WHAT IS BEING ASKED = Only the lines between the line holding "Emit a component" and the line holding "items-center px-[3px] py-0", both of those included, should be copied exactly; drop the pictures.

=== DATA RECORDS ===

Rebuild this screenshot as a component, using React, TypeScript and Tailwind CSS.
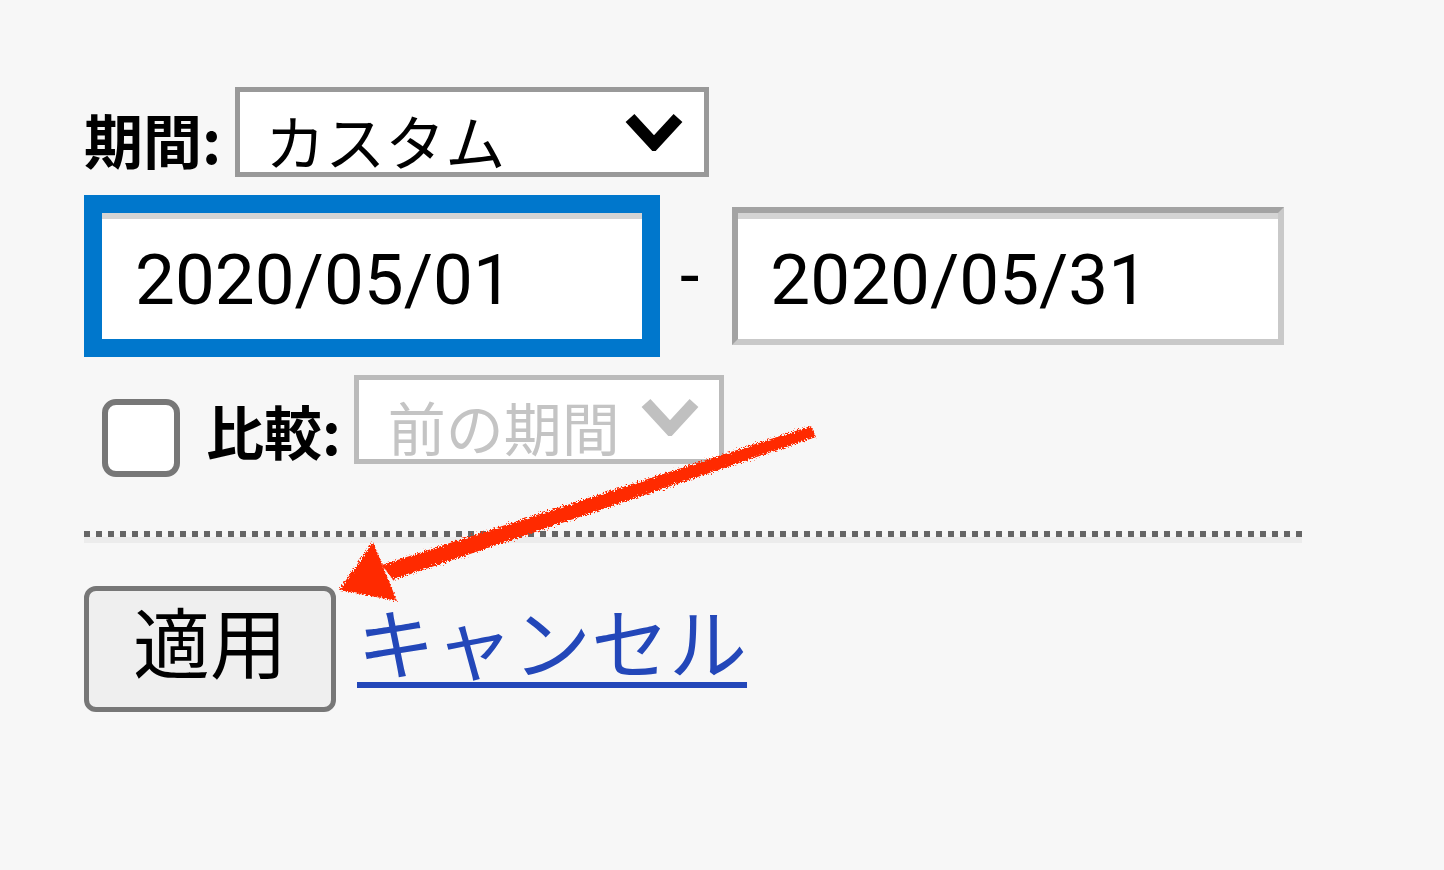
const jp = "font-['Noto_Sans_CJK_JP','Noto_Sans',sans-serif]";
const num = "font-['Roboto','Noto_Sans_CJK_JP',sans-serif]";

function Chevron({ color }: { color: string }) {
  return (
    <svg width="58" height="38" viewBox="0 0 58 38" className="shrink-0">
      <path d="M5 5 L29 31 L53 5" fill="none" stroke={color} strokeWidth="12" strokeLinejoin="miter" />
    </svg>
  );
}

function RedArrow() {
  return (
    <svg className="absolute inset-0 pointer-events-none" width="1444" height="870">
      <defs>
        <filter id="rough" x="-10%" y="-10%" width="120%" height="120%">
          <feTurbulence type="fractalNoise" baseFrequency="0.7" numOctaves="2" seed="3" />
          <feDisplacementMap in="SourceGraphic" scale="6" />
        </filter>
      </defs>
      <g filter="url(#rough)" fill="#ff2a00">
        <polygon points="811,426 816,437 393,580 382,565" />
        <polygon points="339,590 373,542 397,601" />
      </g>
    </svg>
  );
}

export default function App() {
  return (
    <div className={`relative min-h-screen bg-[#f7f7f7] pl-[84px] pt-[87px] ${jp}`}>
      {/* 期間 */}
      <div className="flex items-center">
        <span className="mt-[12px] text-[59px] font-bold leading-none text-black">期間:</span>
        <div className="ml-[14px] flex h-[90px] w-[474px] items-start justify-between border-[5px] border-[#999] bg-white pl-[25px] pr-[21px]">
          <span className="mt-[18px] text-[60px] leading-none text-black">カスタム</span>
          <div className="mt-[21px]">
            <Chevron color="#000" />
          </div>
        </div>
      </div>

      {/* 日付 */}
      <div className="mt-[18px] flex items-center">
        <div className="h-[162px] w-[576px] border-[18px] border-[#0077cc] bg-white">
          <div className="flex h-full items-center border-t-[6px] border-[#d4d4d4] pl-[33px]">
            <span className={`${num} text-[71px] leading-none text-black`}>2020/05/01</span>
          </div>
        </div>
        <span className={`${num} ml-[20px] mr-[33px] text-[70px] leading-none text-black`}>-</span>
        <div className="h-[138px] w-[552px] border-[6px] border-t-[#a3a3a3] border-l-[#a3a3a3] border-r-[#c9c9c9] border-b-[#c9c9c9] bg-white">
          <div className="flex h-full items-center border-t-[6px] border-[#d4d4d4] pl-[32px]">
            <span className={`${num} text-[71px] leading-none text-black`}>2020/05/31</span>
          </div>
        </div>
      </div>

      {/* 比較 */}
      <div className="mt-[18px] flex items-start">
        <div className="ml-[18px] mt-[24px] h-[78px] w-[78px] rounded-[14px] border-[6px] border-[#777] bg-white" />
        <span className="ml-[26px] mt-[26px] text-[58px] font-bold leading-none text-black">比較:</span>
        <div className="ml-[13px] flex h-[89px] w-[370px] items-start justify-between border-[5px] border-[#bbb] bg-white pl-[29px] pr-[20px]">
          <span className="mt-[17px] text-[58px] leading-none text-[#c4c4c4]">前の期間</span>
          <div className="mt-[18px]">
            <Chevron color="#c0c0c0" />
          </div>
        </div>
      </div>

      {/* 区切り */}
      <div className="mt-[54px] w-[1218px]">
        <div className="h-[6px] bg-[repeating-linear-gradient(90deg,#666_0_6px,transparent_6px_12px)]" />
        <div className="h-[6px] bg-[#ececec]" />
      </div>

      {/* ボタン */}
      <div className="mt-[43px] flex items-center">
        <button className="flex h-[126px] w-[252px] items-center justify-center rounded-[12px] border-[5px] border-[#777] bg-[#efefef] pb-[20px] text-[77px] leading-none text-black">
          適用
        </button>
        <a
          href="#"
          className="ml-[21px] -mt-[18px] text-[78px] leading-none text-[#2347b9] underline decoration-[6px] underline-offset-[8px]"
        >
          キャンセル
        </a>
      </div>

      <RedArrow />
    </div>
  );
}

===
=== DATA RECORDS ===

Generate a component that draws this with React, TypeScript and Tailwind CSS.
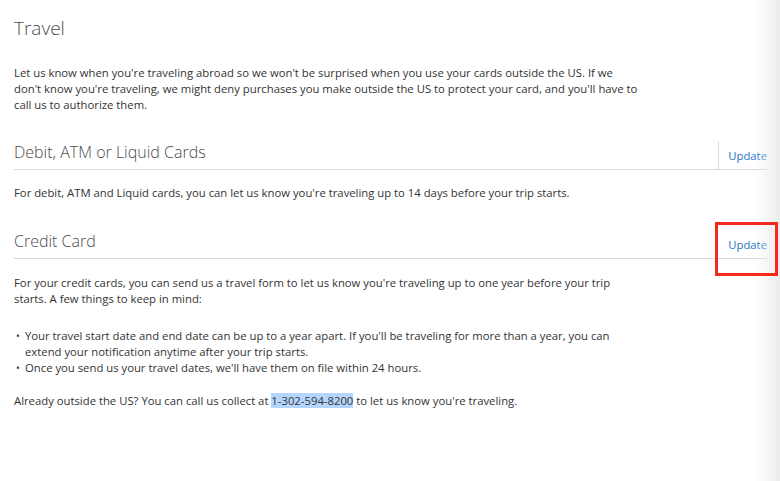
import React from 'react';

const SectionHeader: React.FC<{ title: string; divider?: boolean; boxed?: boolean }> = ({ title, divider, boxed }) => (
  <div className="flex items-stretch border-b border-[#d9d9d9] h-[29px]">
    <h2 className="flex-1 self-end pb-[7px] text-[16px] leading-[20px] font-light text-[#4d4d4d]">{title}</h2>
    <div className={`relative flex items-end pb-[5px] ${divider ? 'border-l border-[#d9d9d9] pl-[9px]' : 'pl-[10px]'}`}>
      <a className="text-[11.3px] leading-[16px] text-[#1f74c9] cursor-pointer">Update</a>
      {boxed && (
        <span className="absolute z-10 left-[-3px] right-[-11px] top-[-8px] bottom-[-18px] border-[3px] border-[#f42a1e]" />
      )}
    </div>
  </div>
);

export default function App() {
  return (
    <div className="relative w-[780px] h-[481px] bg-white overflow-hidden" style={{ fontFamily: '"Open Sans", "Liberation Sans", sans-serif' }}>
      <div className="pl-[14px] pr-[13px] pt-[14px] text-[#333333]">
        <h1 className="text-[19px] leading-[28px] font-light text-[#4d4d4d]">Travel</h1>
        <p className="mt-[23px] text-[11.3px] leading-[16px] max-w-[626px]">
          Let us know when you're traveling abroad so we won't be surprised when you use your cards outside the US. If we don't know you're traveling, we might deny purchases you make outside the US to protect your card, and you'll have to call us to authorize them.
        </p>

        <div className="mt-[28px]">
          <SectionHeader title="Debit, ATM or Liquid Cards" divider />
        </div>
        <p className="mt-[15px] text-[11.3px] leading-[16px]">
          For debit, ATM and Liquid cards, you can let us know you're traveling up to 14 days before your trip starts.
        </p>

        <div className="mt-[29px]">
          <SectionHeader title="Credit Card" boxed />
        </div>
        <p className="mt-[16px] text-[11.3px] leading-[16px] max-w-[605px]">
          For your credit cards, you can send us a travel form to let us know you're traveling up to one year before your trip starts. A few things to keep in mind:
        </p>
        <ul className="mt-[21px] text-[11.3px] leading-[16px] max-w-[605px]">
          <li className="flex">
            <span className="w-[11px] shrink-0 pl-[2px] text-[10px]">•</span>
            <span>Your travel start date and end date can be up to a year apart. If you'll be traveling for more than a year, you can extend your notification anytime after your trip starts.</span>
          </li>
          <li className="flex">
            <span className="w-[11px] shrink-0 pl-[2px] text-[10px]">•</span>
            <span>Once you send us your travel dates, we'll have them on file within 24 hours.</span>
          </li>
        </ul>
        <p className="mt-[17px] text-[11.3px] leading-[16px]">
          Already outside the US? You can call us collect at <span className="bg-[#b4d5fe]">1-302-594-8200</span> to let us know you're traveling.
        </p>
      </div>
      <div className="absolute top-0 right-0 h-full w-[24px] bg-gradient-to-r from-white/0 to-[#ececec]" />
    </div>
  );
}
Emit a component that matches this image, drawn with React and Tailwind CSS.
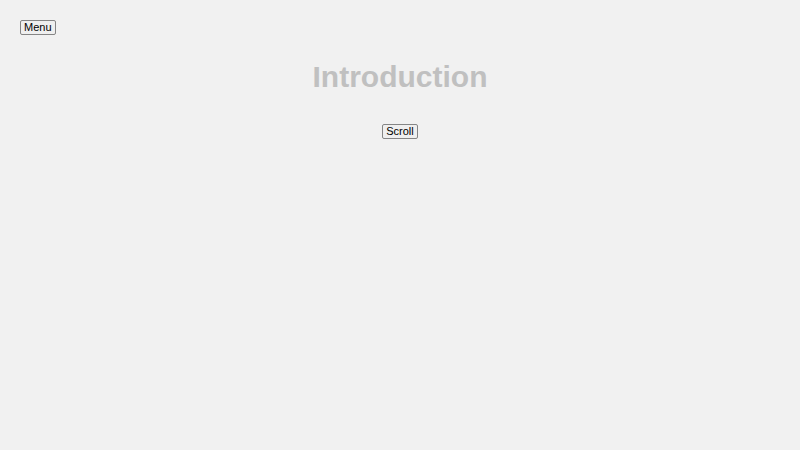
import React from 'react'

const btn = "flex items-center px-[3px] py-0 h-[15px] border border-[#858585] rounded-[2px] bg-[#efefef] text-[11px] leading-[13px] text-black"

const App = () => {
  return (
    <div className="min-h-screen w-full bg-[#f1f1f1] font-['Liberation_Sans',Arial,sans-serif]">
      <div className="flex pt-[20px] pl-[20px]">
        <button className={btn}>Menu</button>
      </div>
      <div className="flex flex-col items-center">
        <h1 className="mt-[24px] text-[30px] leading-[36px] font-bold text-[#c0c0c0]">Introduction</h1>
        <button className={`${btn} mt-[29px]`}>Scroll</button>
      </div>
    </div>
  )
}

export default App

===

RESPONSE =
Emit a component that matches this image, drawn with React and Tailwind CSS.
import React from 'react'

const btn = "flex items-center px-[3px] py-0 h-[15px] border border-[#858585] rounded-[2px] bg-[#efefef] text-[11px] leading-[13px] text-black"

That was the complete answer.